April 15, 2014 – NAFCU President and CEO Dan Berger wrote President Obama and Senior Advisor Valerie Jarrett Monday on the need for the Federal Reserve Board of Governors to have a credit union representative as a member.Berger wrote about the increasing regulatory burdens the credit union industry is facing and how the ongoing dialogue with the Federal Reserve Board would be strengthened by the presence of a member with experience in the industry. “A well-educated, experienced credit union CEO would add value to the Federal Reserve Board of Governors by offering both the credit union perspective and, more generally, the perspective of smaller community lenders,” Berger wrote.
“NAFCU applauds your recognition in the most recent State of the Union
address of the need for creditors to continue to fund small businesses,”

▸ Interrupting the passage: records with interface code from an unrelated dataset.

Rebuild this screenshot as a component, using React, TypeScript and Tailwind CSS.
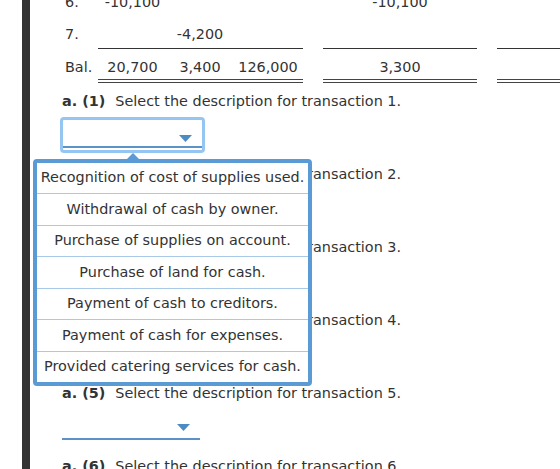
import React from 'react';

const options = [
  'Recognition of cost of supplies used.',
  'Withdrawal of cash by owner.',
  'Purchase of supplies on account.',
  'Purchase of land for cash.',
  'Payment of cash to creditors.',
  'Payment of cash for expenses.',
  'Provided catering services for cash.',
];

const cols = 'grid grid-cols-[36px_69px_66px_70px_20px_154px_20px_100px]';

function Caret() {
  return (
    <svg width="13" height="7" viewBox="0 0 13 7" className="absolute right-[10px] top-[15px]">
      <path d="M0 0 H13 L6.5 7 Z" fill="#4d8bc4" />
    </svg>
  );
}

function Question({ n, focused }: { n: number; focused?: boolean }) {
  return (
    <div className="h-[73px]">
      <div className="h-[20px] leading-[20px] whitespace-nowrap">
        <span className="font-bold">a. ({n})</span>
        <span className="ml-[10px]">Select the description for transaction {n}.</span>
      </div>
      {focused ? (
        <div className="mt-[6px] -ml-[2px] w-[145px] h-[36px] rounded-[4px] border-[3px] border-[#95c6f2] bg-white">
          <div className="relative h-[28px] border-b-2 border-[#5b93c8]">
            <Caret />
          </div>
        </div>
      ) : (
        <div className="relative mt-[6px] w-[138px] h-[31px] border-b-2 border-[#5b93c8]">
          <Caret />
        </div>
      )}
    </div>
  );
}

export default function App() {
  return (
    <div className="flex h-[469px] overflow-hidden bg-white text-[14.4px] text-[#333] font-['DejaVu_Sans',sans-serif]">
      <div className="w-[22px] shrink-0" />
      <div className="w-[8px] shrink-0 bg-[#333]" />

      <div className="relative flex-1 pl-[32px]">
        {/* Balance table */}
        <div className="-mt-[16px] leading-[20px] whitespace-nowrap">
          <div className={`${cols} h-[33px] pt-[8px]`}>
            <div className="pl-[3px]">6.</div>
            <div className="text-center">-10,100</div>
            <div />
            <div />
            <div />
            <div className="text-center">-10,100</div>
            <div />
            <div />
          </div>
          <div className={`${cols} h-[32px]`}>
            <div className="pl-[3px] pt-[7px]">7.</div>
            <div className="border-b border-[#333]" />
            <div className="border-b border-[#333] pt-[7px] text-center">-4,200</div>
            <div className="border-b border-[#333]" />
            <div />
            <div className="border-b border-[#333]" />
            <div />
            <div className="border-b border-[#333]" />
          </div>
          <div className={`${cols} h-[34px]`}>
            <div className="pl-[3px] pt-[8px]">Bal.</div>
            <div className="border-b-4 border-double border-[#444] pt-[8px] text-center">20,700</div>
            <div className="border-b-4 border-double border-[#444] pt-[8px] text-center">3,400</div>
            <div className="border-b-4 border-double border-[#444] pt-[8px] text-center">126,000</div>
            <div />
            <div className="border-b-4 border-double border-[#444] pt-[8px] text-center">3,300</div>
            <div />
            <div className="border-b-4 border-double border-[#444]" />
          </div>
        </div>

        <div className="mt-[8px]">
          <Question n={1} focused />
          <Question n={2} />
          <Question n={3} />
          <Question n={4} />
          <Question n={5} />
          <Question n={6} />
        </div>

        {/* Open option list for transaction 1 */}
        <svg width="14" height="7" viewBox="0 0 14 7" className="absolute left-[96px] top-[153px]">
          <path d="M0 7 L7 0 L14 7 Z" fill="#5b9bd5" />
        </svg>
        <div className="absolute left-[3px] top-[159px] w-[279px] h-[227px] rounded-[4px] border-4 border-[#5b9bd5] bg-white flex flex-col">
          {options.map((o, i) => (
            <div
              key={o}
              className={`flex-1 flex items-center justify-center whitespace-nowrap ${i < options.length - 1 ? 'border-b border-[#a9c9e8]' : ''}`}
            >
              {o}
            </div>
          ))}
        </div>
      </div>
    </div>
  );
}
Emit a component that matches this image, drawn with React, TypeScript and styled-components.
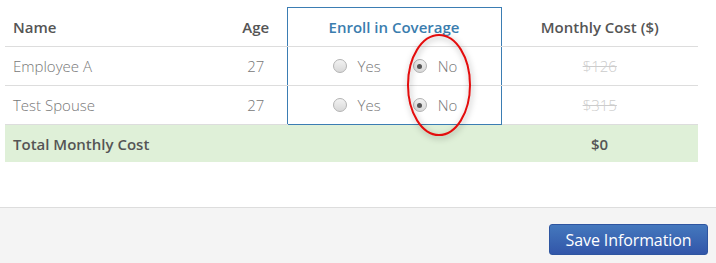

Berger wrote. “The nation’s credit unions are uniquely qualified to
help make this a reality by strengthening access to financial services
in communities throughout Main Street America. A 2011 study commissioned
by the Small Business Administration's Office of Advocacy found that,
even during the financial crisis, credit unions have the ability to
provide some extra business lending in response to the reductions in
bank business lending.”
Berger also cited the independent study commissioned by NAFCU this year which showed that the total benefit from the credit union industry to U.S. consumers is $17 billion per year.